No, we are not obligated to keep the OT Law according to its letter but we will do well if we understand the principle(s) behind the laws and apply them to our own situation. Jesus also opposed a legalistic adherence of the Sabbath and was repeatedly involved in a controversy with the Jewish religious leaders of his time. Jesus said that the Sabbath was made for humans and not vice versa (Mark 2:27). Jesus also said he had come to fulfill the law but not to abolish it (Matt 5:17), which means the law is still useful. What is the principle(s) behind the Sabbath law? There are two principles that are not mutually exclusive: (1) periodic rest for all, and (2) welfare of the poor and vulnerable.
In the light of our study thus far, how then can we keep the Sabbath today? For parishioners, the weekly holiday, which is also the “worship day” (i.e., the day of weekly corporate service/fellowship), is the best day for observing Sabbath rest. This is because most parishioners have only that particular day off from their work. Gathering for corporate worship is important (e.g., Heb 10:25) but that does not entail “keeping the Sabbath.” Keeping the Sabbath has to do with rest from labour. Therefore, what the Sabbath calls for today is a break from daily routine. Being involved in mild recreational activities that one enjoys and that make one refreshed and rejuvenated is advisable—something that is not done under pressure, to meet deadlines, or the like. The church should not pack the day with varied activities for parishioners that leave them fully tired at the end of the day—sometimes even more tired than on the other six days. In addition, they should be encouraged to take the time outside of the weekly assembly for rest, recreation, and refreshing. Many parishioners rush back to their daily activities after the completion of the church service. In fact, many cannot even wait for the service to be over. Such a tendency results in them being more tired at the end of the day because they even try to make up, as it were, for the few hours that they “lost” by coming to church. Maybe leaders are partly to be blamed for this because they often promote church attendance as Sabbath observance while not talking about rest whatsoever.
The modern world overvalues productivity and overemphasises work, while devaluing rest, seeing the latter as idleness or laziness. This tendency is also a result of today’s consumerist culture—a worldwide culture in which people are involved in the rat race of achieving and accumulating.
Clergy, on the other hand, is the busiest on worship day. Therefore, another day in the week is advisable for their rest and recuperation. Ministers are not supermen and superwomen. They also need rest from their busy schedule of ministry. The failure to follow the Sabbath principle of periodic rest can result in ministers being stressed and burnt out, which is not uncommon today, and this will have negative effects on their family and ministry as well.
The primary concern of the Sabbath, then, is rest for all. Related to this, the second concern, as mentioned above, is welfare of the poor and vulnerable.
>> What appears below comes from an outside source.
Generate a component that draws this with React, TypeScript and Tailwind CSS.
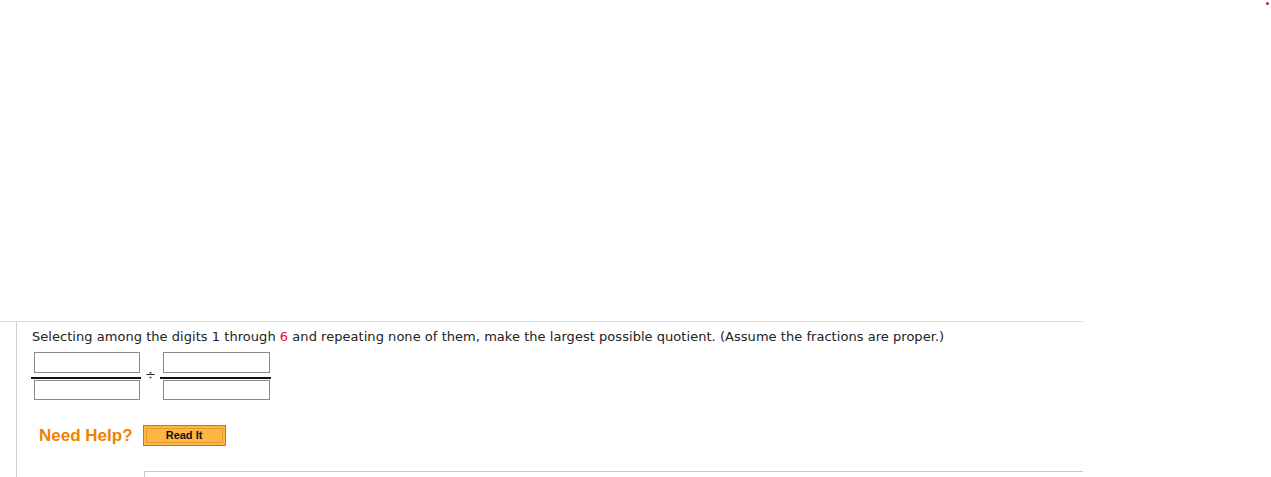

Slaves and household animals (e.g., ox and donkey) could easily be exploited because they are voiceless. The Sabbath command requires the masters to give them rest once a week and not exploit them. Moreover, the sabbatical year included cancellation of debts (Deut 15:1–11) and release of slaves (Exod 21:2–11; Deut 15:12–18), and the year of Jubilee involved returning the land to the original owner who had sold it due to poverty (Lev 25). All these show that God cares for the poor, weak and vulnerable, and hence, the church/Christians also need to be concerned about them and work for their welfare.
Finally, a word on worship! As one observed the Sabbath and asked themselves the reason for doing so, the answer would be twofold: the God, who gave us this command, is the Creator (Exod 20:11) and the Redeemer—the Deuteronomic version looks back at the redemption from Egypt as the rationale for keeping the Sabbath (Deut 5:15). As such, he deserves worship but no such command is given in Sabbath regulations. Worship, then, would happen at a personal or familial level, not corporate with sacred assemblies. The practice of assembling together on the Sabbath probably began in the Second Temple Period (or intertestamental period) with the beginning of the synagogues. The Church most likely learned this practice from the Jewish people, the early Christians being primarily Jews. Nowhere in the OT does the Sabbath command require corporate assembly. Corporate worship is essential—weekly as well as on other occasions—but that is not keeping the Sabbath. The Sabbath day was kept holy (see Exod 20:8; Deut 5:12) by setting it apart as the day of rest as opposed to the other six days that are the work-days. No corporate assembly was necessary to “keep it holy.” In fact, I would argue that refraining from work and resting as an imitation of the Lord is in itself sacred and qualifies as “worship”! The Sabbath rest is a precious gift from the Lord in the midst of our endless toil under the sun and hence should not be seen as laziness. Therefore, I invite you to say yes to the Sabbath!